In 1907, the government of Georgia instituted a statewide prohibition, and several years later, in 1918, the state voted to ratify the Eighteenth Amendment to the United States Constitution, which instituted a nationwide prohibition. Even after these changes, the WCTU would continue to remain active, pushing for greater enforcement of prohibition and increased education efforts, among other policies.

== Women's suffrage ==
In 1892, McLendon joined the Georgia Woman Suffrage Association (GWSA), which was affiliated with the National American Woman Suffrage Association (NAWSA) and had been founded two years earlier by Helen Augusta Howard and Claudia Howard in Columbus, Georgia. This Columbus chapter was the first suffrage society founded in the state. The same year she joined, she became an officer in the group, and in 1894, along with Margaret Chandler, she founded an Atlanta chapter of the GWSA. (Note: A 2020 article in The Atlanta Journal-Constitution gives the year as 1896.) The Atlanta chapter was only the second one in the state, and with its 40 members, its creation over doubled the size of the state association. In January 1895, NAWSA held its annual convention in Atlanta, with McLendon giving a welcoming address before a standing-room only crowd at DeGive's Opera House. Headlined by speeches given by Susan B. Anthony and Methodist minister Anna Howard Shaw, this was the first annual convention held by NAWSA outside of Washington, D.C., and brought significant attention to the suffrage movement in Georgia. In 1896, she became the president of the state organization, a position which she held until 1899. She would later serve again from 1906 to 1921. On November 25–26, 1901, the state convention was held in Atlanta at the First Universalist Church, with McLendon giving an address before the crowd.

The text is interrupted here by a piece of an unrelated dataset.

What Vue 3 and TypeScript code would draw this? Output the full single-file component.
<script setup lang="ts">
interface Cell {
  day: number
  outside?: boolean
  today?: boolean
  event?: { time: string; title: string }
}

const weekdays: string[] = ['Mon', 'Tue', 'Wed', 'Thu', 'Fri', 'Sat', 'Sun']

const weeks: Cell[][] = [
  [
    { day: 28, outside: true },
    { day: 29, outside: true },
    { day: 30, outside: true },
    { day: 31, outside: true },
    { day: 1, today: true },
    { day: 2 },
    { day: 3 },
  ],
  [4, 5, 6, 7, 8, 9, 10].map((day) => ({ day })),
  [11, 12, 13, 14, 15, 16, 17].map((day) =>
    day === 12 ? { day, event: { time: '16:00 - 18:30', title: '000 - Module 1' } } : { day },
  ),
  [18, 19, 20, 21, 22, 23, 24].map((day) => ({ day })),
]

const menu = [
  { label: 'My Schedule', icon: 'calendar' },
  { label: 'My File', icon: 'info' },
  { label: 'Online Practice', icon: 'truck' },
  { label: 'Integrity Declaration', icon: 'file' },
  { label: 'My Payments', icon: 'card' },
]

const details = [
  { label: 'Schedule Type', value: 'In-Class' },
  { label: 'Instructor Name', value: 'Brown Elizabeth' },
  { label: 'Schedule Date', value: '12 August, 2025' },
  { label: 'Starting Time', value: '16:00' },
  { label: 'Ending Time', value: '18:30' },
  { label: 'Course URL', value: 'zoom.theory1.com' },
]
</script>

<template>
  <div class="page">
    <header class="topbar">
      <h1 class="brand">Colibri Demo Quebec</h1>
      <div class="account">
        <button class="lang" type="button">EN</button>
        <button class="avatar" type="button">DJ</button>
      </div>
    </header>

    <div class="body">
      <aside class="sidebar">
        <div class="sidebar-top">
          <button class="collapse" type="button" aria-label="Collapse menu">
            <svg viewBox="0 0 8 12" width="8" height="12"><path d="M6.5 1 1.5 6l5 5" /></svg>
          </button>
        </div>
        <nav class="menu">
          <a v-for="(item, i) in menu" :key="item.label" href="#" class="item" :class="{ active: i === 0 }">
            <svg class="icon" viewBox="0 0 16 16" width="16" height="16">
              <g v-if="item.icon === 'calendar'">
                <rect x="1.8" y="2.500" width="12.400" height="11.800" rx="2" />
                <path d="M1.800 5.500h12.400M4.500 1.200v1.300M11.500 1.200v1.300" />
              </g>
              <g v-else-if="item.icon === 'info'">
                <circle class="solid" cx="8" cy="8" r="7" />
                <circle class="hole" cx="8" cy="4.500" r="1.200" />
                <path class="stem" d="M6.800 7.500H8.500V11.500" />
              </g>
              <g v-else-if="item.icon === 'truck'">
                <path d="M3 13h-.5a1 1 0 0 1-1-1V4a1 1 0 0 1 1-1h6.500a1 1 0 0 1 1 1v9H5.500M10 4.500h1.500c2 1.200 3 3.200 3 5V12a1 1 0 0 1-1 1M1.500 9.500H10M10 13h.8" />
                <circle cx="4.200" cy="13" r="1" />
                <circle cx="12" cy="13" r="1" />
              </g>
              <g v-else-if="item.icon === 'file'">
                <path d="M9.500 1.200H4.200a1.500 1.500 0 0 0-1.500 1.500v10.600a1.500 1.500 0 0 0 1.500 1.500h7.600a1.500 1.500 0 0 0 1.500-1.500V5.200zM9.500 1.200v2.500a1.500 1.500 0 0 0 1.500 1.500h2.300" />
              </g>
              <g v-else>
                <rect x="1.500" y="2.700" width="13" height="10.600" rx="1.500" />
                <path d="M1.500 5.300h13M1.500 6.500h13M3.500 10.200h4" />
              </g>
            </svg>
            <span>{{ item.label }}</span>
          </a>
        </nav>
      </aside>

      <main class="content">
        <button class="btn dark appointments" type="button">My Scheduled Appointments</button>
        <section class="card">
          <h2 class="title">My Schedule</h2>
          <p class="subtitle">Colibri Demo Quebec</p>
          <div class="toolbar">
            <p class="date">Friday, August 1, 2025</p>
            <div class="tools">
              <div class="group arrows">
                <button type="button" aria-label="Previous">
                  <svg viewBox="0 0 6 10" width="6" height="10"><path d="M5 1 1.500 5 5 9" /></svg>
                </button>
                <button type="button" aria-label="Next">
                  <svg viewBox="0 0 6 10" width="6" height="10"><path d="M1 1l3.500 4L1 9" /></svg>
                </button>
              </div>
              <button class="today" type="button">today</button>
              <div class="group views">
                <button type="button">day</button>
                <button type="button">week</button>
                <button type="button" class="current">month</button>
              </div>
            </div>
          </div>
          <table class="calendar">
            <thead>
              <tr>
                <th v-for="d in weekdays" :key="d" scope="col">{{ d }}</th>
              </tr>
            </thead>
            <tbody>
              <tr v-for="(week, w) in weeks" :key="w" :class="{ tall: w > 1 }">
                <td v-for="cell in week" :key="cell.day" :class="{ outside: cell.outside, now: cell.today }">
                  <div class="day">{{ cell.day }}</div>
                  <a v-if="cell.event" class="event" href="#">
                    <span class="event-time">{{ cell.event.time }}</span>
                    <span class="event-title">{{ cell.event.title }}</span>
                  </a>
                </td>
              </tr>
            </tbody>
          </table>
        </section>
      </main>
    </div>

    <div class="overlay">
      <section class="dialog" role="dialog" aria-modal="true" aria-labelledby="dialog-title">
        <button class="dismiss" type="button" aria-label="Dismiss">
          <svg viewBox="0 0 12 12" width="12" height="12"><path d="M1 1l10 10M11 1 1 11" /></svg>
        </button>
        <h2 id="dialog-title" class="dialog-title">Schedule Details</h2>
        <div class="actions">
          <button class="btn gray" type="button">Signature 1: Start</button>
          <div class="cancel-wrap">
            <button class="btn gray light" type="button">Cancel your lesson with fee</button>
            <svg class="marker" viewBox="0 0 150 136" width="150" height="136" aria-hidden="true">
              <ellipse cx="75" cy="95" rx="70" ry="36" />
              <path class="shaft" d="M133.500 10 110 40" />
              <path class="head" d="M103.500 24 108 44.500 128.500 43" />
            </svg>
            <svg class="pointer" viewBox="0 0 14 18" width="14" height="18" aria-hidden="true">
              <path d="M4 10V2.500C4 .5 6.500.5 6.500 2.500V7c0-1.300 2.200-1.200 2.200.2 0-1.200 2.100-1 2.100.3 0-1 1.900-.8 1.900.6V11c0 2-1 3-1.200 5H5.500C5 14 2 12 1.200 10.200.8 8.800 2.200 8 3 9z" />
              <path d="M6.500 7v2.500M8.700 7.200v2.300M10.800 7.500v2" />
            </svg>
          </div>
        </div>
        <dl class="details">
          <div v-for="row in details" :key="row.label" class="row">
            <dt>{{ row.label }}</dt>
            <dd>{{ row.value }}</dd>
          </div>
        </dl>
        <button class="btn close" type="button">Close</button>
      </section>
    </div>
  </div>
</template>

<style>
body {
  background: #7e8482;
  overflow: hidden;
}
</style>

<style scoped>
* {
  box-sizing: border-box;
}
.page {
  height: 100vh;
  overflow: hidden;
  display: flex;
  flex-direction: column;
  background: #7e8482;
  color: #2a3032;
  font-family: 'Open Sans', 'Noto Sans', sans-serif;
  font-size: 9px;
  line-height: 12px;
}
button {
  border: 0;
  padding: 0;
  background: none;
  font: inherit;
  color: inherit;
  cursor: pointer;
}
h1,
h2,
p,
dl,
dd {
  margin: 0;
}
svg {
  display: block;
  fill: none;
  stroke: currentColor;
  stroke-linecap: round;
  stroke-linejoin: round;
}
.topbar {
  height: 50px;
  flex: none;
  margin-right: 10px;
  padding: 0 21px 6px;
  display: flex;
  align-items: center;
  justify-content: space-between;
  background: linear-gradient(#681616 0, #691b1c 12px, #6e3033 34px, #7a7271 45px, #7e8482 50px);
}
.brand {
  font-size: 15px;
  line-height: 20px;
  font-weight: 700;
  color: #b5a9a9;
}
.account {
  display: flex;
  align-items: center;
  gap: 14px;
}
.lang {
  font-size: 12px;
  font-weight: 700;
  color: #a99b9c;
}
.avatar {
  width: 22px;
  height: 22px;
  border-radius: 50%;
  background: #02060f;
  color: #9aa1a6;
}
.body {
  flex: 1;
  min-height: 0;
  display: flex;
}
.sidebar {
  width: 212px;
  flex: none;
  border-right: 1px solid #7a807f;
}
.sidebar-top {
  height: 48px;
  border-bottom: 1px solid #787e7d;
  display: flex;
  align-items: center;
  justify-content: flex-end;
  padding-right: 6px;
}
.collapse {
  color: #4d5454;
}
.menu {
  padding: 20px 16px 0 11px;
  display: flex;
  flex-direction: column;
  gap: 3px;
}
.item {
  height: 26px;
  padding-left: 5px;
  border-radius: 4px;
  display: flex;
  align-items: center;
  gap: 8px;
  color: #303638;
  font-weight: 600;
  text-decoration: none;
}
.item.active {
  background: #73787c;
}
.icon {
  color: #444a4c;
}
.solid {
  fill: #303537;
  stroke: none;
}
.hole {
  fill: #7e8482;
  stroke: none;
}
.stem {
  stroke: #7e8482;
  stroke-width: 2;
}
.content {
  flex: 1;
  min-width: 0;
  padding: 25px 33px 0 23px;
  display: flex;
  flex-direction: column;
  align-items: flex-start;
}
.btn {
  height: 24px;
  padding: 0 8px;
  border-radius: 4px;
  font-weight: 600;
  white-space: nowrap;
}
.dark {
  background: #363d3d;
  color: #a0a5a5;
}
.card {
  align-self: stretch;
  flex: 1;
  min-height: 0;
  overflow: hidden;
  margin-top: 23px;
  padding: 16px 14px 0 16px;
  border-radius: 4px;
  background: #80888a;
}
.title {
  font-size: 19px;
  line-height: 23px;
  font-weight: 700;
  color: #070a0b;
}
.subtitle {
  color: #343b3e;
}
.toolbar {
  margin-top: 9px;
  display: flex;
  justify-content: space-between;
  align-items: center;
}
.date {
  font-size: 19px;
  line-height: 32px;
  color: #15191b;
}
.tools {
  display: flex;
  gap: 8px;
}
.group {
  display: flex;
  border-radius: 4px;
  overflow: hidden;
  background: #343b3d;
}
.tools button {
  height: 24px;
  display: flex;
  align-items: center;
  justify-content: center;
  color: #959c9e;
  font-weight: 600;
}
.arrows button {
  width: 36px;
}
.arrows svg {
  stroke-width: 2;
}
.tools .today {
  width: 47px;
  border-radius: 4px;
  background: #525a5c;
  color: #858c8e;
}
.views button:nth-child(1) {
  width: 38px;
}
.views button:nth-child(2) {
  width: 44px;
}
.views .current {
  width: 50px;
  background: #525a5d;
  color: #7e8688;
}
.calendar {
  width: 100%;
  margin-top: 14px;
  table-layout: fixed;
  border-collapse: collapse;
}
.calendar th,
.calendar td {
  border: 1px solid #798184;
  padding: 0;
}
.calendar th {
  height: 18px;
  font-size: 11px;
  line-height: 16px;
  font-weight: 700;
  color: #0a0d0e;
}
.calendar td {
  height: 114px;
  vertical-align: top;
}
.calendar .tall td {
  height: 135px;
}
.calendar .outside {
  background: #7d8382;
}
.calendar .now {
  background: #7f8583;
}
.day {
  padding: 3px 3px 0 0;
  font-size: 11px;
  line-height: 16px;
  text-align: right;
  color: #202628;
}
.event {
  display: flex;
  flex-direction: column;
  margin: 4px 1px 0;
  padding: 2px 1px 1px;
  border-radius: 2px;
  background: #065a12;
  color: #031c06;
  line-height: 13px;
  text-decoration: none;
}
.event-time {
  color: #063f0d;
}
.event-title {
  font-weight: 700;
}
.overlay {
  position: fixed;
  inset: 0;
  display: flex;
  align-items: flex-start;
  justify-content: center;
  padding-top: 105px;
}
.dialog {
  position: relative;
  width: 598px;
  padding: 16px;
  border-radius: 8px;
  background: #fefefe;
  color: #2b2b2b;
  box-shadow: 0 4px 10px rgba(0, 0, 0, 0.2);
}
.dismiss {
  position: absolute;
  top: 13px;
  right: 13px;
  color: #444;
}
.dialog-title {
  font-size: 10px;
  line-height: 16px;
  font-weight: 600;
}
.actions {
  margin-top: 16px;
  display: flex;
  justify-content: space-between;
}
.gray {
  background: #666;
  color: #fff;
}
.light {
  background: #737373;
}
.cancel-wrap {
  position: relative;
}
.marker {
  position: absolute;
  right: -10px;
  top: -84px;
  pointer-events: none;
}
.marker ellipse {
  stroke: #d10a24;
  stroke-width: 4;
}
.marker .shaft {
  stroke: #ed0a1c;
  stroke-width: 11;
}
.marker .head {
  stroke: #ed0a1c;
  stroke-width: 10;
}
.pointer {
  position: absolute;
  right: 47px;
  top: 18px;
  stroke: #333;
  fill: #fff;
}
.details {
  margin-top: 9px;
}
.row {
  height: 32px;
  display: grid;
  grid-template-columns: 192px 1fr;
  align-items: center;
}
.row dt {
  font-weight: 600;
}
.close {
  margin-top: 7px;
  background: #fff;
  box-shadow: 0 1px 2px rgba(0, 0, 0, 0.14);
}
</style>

Starting in 1913, McLendon began an extensive newspaper writing campaign where she pushed for women's suffrage, and additionally around this time, she led the GWSA in working with other women's suffrage groups to carry out a flyer campaign. That same year, The Atlanta Constitution offered McLendon the position of editor of their newly created "suffrage department". The following year, she spoke before the Georgia House of Representatives, who were holding hearings on the issue of suffrage. She was joined by several other suffragists, including her sister. However, the committee presiding over the hearings ultimately decided against suffrage. In 1919, the government of Atlanta allowed women's suffrage at the municipal level, and that same year, the U.S. Congress approved the Nineteenth Amendment to the United States Constitution, paving the way for women's suffrage at the national level. The amendment was ratified in August 1920, but the state government resisted implementing the new amendment, arguing that, because women had not registered in time, they would not be able to participate in the 1920 United States elections. Despite challenges by McLendon, many women were not able to vote in that year's elections and instead had to wait until 1921 to vote. Shortly after these changes, the GWSA would disband and encourage members to join the recently created League of Women Voters.

== Death and legacy ==
On November 20, 1921, at the age of 81, McLendon died. Her death was reported on the front page of The Atlanta Constitution. Shortly after her death, members of both the Georgia WTCU and the GWSA pushed for the creation of a memorial in her honor, which took the form of a marble drinking fountain erected in the south hall of the Georgia State Capitol. The fountain, which features a carving in her likeness, was dedicated in October 1923 as the first memorial ever erected in the capitol building in honor of a woman. The fountain bears the inscription "Mother of Suffrage in Georgia". The New Encyclopedia of Southern Culture refers to McLendon as "Georgia's leading suffragist".